As for setting, you have never spent a moment of your life
separated from one. You’re always somewhere. Even if you don’t want to set your
story where you are at this moment, you’ll be surprised at how much fictional detail
you can draw from your immediate surroundings and your own travels.
As for having something important to say, you’ve been on the
planet for a while. You’ve learned stuff. If you’ve been paying attention,
you’ve gotten angry at some injustice or other, and wonder why the rest of the
world isn’t equally angry. And, if you’ve been paying attention, you’ve
discovered beautiful things, and want to tell everyone about this beauty.
You’ve been training to be a writer from the day you were
born. All those boring writing assignments you did in school… you were a
pianist practicing your scales. You’ve got every skill you need to write a good
book simply by virtue of having lived a life.
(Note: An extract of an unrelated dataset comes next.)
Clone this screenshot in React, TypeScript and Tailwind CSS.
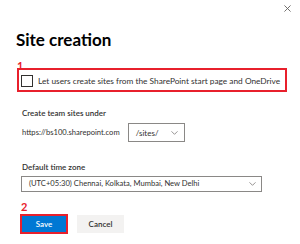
import React from 'react';

const Chevron: React.FC<{ className?: string }> = ({ className }) => (
  <svg viewBox="0 0 10 6" className={className} fill="none" stroke="#605e5c" strokeWidth="1">
    <path d="M0.5 0.5 L5 5 L9.5 0.5" />
  </svg>
);

const App: React.FC = () => {
  return (
    <div
      className="w-[300px] h-[244px] bg-white overflow-hidden text-[#323130]"
      style={{ fontFamily: 'Lato, "Noto Sans", sans-serif' }}
    >
      {/* close */}
      <div className="h-[16px] flex justify-end items-center pr-[9px]">
        <svg viewBox="0 0 8 8" className="w-[7px] h-[7px]" stroke="#605e5c" strokeWidth="1">
          <path d="M0.5 0.5 L7.5 7.5 M7.5 0.5 L0.5 7.5" />
        </svg>
      </div>

      <h1 className="mt-[12px] ml-[16px] h-[24px] leading-[24px] text-[17px] font-bold text-black">Site creation</h1>

      {/* annotation 1 */}
      <div className="mt-[8px] ml-[17px] h-[8px] leading-[11px] text-[11px] font-bold text-[#e8202c]">1</div>

      <div className="ml-[17px] w-[270px] h-[24px] border-2 border-[#e8202c] flex items-center pl-[2px] pt-[2px] gap-[5px]">
        <div className="w-[12px] h-[12px] border border-[#323130] bg-white shrink-0" />
        <span className="text-[8.3px] whitespace-nowrap">
          Let users create sites from the SharePoint start page and OneDrive
        </span>
      </div>

      <div className="mt-[14px] ml-[22px] h-[14px] leading-[14px] text-[8px] font-semibold">Create team sites under</div>

      <div className="mt-[3px] ml-[22px] h-[19px] flex items-center gap-[8px]">
        <span className="text-[7.6px] whitespace-nowrap">https://bs100.sharepoint.com</span>
        <div className="w-[57px] h-[19px] border border-[#8a8886] flex items-center justify-between pl-[7px] pr-[6px]">
          <span className="text-[8px]">/sites/</span>
          <Chevron className="w-[7px] h-[4px]" />
        </div>
      </div>

      <div className="mt-[18px] ml-[22px] h-[14px] leading-[14px] text-[8px] font-semibold">Default time zone</div>

      <div className="mt-[2px] ml-[21px] w-[241px] h-[16px] border border-[#8a8886] flex items-center justify-between pl-[7px] pr-[5px]">
        <span className="text-[7.6px] whitespace-nowrap">(UTC+05:30) Chennai, Kolkata, Mumbai, New Delhi</span>
        <Chevron className="w-[7px] h-[4px]" />
      </div>

      {/* annotation 2 */}
      <div className="mt-[8px] ml-[21px] h-[13px] leading-[13px] text-[11px] font-bold text-[#e8202c]">2</div>

      <div className="mt-[1px] ml-[20px] flex items-center gap-[9px]">
        <div className="w-[48px] h-[20px] border-2 border-[#e8202c] flex">
          <button className="flex-1 bg-[#0078d4] text-white text-[8px] font-semibold leading-none">Save</button>
        </div>
        <button className="w-[47px] h-[18px] bg-[#f3f2f1] text-[8px] font-semibold text-[#323130] leading-none">Cancel</button>
      </div>
    </div>
  );
};

export default App;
What makes writing a novel hard
is the difference between knowing how to catch a ball and knowing how to juggle
chainsaws. You have to take simple skills and use them all at once, in a way
that looks effortless. Sometimes, you’ll gaze at a chainsaw juggler and feel
envious that he’s only keeping three chainsaws in the air, while you’re trying
to juggle ten major characters, three plot thread, and five different settings.
It’s not the easiest thing in the world. On the positive side, there’s very
little risk of having your fingers chopped off. You’ve chosen wisely in
pursuing novel writing over chainsaw juggling, I think. That choice was first
step toward greatness!
1 comment:
James:
Have you ever read "Rork!" by Avram Davidson? I read it as a child, and it really made an impression on me. The ending was a surprise...and it kept me reading science fiction to this day...books like it, and others like "Planet of the Double Sun", "The Spinner", the "IceRigger" trilogy by Alan Dean Foster... Many of these books today would be considered "novellas" - they are pretty short.
But I think actually with people having been conditioned to have short attention spans by television and film, the novella format is probably coming back into vogue.